Ready for Blast On

 I've all but definitely decided my next race is the Belltown Throwdown in Easthampton, CT, roughly two weeks from now.  It's good to (almost) have a sure date, so I can wander through my world of misdirected training with a little direction, or at least a sense of where I'm headed, maybe.  Physical efforts over the past few weeks have been a bit of a hodgepodge, even by my non-standard standards, from my ill-prepared running of the 7 Sisters trail race to the following half week of concerted recovery so I could once again walk normally.  After that, two weekend adventures away from home were terrific fun and good for logging miles that I'll never write down, but I've been a little shy of intense efforts on the bike, and given that what I lacked at Secret Squirrel was speed, not endurance, yes, I've been doing it all wrong.  Good there's no longer anybody paying me to get this right.

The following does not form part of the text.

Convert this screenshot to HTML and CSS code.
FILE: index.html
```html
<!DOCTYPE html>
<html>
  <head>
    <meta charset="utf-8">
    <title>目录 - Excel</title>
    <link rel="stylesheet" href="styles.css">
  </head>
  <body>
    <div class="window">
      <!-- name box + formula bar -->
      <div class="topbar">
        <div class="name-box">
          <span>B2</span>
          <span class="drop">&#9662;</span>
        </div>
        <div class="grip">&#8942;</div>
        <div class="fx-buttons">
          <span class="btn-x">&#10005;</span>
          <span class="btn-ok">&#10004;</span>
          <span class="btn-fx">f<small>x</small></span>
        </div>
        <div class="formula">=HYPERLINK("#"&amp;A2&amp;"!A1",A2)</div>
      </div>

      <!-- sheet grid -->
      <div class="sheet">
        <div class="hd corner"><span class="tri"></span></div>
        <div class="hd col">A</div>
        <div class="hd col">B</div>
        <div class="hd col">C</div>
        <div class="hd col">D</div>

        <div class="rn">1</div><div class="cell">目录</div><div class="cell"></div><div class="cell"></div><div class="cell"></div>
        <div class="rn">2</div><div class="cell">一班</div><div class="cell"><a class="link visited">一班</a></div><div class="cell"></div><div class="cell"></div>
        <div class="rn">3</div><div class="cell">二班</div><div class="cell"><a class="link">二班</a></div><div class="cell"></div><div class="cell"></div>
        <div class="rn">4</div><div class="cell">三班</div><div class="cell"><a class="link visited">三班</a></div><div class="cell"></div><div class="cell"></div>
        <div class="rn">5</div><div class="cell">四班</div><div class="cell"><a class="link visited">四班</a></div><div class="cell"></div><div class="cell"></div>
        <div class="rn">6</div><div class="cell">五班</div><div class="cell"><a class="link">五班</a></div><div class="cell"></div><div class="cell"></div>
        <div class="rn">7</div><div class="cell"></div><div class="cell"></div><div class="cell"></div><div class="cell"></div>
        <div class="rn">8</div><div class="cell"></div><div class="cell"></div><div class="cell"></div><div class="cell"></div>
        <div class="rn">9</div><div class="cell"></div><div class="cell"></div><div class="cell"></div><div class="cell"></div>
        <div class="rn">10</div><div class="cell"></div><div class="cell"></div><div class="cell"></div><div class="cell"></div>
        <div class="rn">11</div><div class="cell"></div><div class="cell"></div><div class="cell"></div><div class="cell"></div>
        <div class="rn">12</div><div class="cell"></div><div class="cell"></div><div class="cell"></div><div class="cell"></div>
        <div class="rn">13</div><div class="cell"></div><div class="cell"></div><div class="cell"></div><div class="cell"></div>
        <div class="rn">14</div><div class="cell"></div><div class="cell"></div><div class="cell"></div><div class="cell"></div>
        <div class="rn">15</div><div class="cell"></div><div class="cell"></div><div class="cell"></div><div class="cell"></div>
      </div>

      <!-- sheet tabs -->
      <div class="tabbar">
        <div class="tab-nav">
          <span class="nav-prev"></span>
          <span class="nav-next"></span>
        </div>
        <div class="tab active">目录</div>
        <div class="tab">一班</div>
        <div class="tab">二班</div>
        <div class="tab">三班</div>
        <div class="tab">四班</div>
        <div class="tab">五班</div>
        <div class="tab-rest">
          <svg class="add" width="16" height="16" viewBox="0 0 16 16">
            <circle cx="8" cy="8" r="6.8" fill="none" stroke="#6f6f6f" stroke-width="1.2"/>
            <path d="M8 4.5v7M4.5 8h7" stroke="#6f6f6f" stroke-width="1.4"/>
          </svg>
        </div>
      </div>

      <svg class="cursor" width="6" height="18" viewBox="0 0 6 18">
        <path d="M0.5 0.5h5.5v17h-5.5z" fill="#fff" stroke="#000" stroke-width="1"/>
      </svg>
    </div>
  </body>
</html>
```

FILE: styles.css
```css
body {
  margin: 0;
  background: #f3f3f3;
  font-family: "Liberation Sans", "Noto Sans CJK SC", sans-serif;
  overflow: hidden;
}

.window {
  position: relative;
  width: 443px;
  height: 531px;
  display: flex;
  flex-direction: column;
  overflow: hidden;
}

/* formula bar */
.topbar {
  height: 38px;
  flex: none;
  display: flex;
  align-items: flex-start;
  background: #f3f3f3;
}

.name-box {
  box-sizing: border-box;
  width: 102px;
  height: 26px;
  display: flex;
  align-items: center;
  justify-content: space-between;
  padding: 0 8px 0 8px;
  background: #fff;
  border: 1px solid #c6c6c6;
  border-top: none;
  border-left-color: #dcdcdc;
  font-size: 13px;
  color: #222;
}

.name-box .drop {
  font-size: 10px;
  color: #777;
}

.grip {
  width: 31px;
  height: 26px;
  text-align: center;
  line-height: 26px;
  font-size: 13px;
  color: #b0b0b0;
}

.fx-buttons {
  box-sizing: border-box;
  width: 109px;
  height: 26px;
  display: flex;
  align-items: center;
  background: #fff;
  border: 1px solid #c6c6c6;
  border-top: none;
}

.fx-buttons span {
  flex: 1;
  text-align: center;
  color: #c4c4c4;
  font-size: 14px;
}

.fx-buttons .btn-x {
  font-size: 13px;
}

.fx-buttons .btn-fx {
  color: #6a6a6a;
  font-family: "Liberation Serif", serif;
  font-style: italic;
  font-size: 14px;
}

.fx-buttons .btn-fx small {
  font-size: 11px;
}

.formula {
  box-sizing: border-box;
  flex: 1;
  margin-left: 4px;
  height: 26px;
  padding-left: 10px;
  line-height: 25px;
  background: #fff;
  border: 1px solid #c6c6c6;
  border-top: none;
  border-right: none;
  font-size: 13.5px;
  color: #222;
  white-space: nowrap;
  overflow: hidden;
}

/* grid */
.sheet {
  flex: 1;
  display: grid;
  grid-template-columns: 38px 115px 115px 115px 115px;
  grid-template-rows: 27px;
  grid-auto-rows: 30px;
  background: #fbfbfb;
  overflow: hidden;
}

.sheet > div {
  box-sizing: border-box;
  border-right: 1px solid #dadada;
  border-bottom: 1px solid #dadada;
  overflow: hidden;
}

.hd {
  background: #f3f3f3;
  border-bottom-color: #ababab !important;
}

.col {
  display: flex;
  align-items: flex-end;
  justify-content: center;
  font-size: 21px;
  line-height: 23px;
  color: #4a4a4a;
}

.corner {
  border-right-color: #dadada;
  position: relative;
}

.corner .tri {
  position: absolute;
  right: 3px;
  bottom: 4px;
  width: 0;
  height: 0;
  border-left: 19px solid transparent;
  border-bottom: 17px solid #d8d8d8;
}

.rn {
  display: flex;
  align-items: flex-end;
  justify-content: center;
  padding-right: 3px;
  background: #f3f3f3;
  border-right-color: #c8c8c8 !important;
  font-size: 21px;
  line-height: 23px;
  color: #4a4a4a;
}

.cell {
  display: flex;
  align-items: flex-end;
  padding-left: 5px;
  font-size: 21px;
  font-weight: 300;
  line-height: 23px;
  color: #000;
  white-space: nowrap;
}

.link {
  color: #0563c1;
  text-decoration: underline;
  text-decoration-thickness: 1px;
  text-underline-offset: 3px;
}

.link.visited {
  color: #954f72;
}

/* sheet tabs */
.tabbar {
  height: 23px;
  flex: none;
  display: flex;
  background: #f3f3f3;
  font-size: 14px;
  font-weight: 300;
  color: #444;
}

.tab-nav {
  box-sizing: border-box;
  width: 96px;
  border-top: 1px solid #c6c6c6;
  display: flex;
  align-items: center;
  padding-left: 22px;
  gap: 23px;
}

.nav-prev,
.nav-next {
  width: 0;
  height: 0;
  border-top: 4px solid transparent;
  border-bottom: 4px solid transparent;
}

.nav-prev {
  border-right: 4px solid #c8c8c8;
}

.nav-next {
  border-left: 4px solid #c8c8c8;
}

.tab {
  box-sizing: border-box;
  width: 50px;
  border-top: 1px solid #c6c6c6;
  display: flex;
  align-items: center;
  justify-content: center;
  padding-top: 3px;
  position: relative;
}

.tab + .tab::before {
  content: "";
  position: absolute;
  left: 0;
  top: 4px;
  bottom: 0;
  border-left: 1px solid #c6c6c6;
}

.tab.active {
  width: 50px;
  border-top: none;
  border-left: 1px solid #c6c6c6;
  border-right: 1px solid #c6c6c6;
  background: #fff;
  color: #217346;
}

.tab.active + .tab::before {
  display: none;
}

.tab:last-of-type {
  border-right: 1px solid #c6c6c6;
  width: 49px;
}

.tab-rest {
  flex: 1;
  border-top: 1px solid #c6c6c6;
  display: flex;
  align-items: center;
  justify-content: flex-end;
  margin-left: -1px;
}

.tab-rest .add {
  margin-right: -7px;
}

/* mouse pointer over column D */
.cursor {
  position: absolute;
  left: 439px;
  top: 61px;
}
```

The landscape of New England mountain bike racing has changed in many ways since I last raced regularly sixteen years ago, and notably, there are far fewer races on offer.  "Back in my day," we used to have a race every weekend, sometimes two, and maybe even a choice of different events on the same day.  I'm not sure if it's time or Covid, some combination of those two, or something else all together, but mountain bike racing seems like more a twice-a-month affair these days.  When there was lots of racing, once into the season, my weekly training was more an exercise in recovery and maintenance, with the lion's, tiger's and bear's share of hard efforts coming with a number plate strapped on my bike, but these days, the option of racing into fitness just isn't there.

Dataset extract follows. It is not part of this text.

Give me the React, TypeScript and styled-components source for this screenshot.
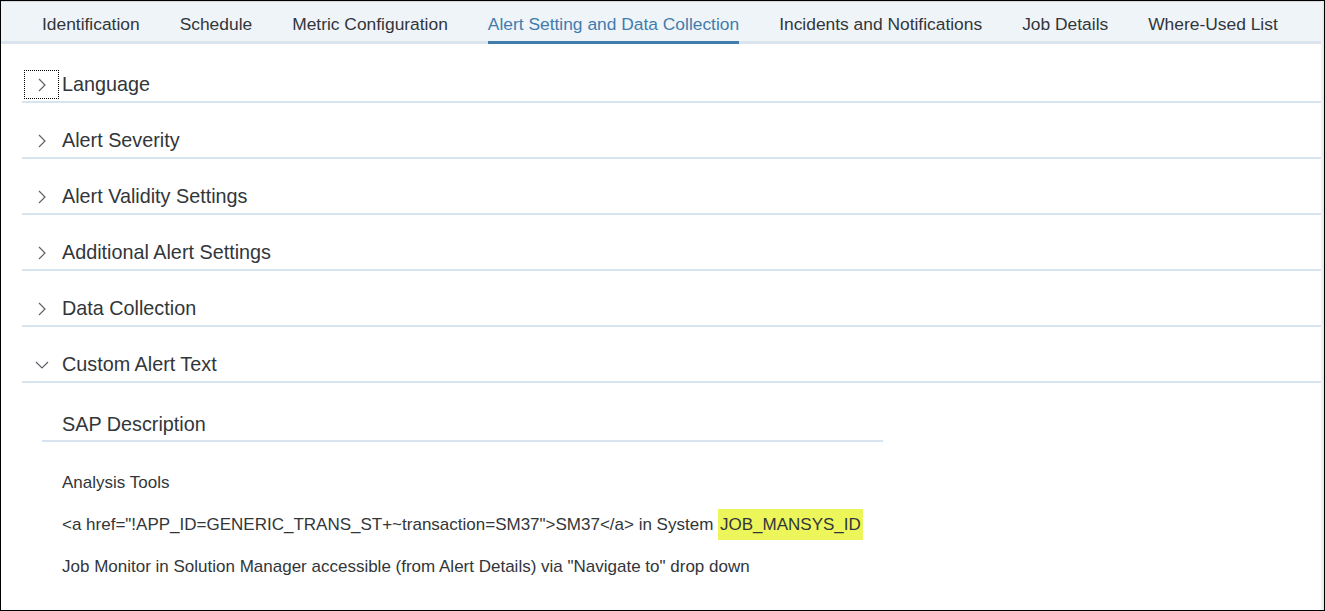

I'm actually quite happy with this situation.  While I'm excited to give racing another go with some new challenges and objectives, I don't want it to dominate my summer in the way it once did.  If that means learning how to push on my own, so be it, and to that end, I tried riding hard yesterday.  In the past, I'd do most training on a road bike because it was difficult to control efforts in the woods.  When riding technical trail, there are invariably points that push the legs if pushing the bike uphill is to be avoided.  Also, it's just plain fun to ride a mountain bike fast, so now, to go hard, I go trail riding.  In yesterday's case, that was an hour and a quarter at race pace around the canal trails in Belchertown, book-ended by a twenty-five minute transit on either side the effort.  Add that all up, and it comes to just over two hours of riding.

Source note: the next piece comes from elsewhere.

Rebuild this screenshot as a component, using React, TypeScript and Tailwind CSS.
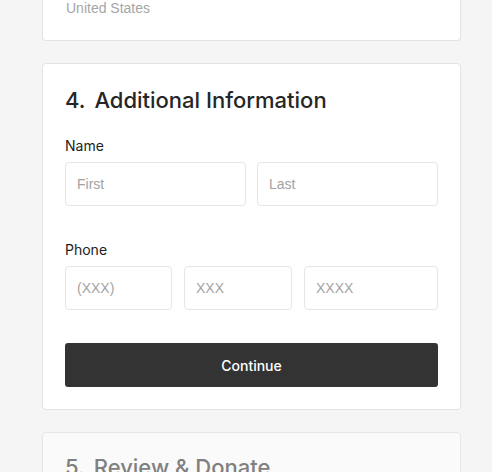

Hmm, two hours, I want more.  Fortunately, last night the NCC Trail Blasters junior mountain bike program came to town, or more specifically, a twelve minute ride down my street, so after a quick dinner, I was back on my bike and rolling down the road to meet Craig and Tom and their gang of five young riders for a romp through the Batchelor Street trails.  As described before, it was a chance meeting my freshman year of high school that led me to mountain bike racing and ultimately much of the life I've been fortunate to live.  Once I found that scene, there were a number of people who took a genuine interest in the junior racers, helping get me to the races, giving a bit of skills coaching, or just offering encouragement as I sweated my way around a course, and following their example, I've tried to offer something to the waves of next-generation riders that have come behind me.  Plus, kids on bikes are just a hoot, so I found another two hours on the bike last night, if not going all that fast, having a complete Blaster!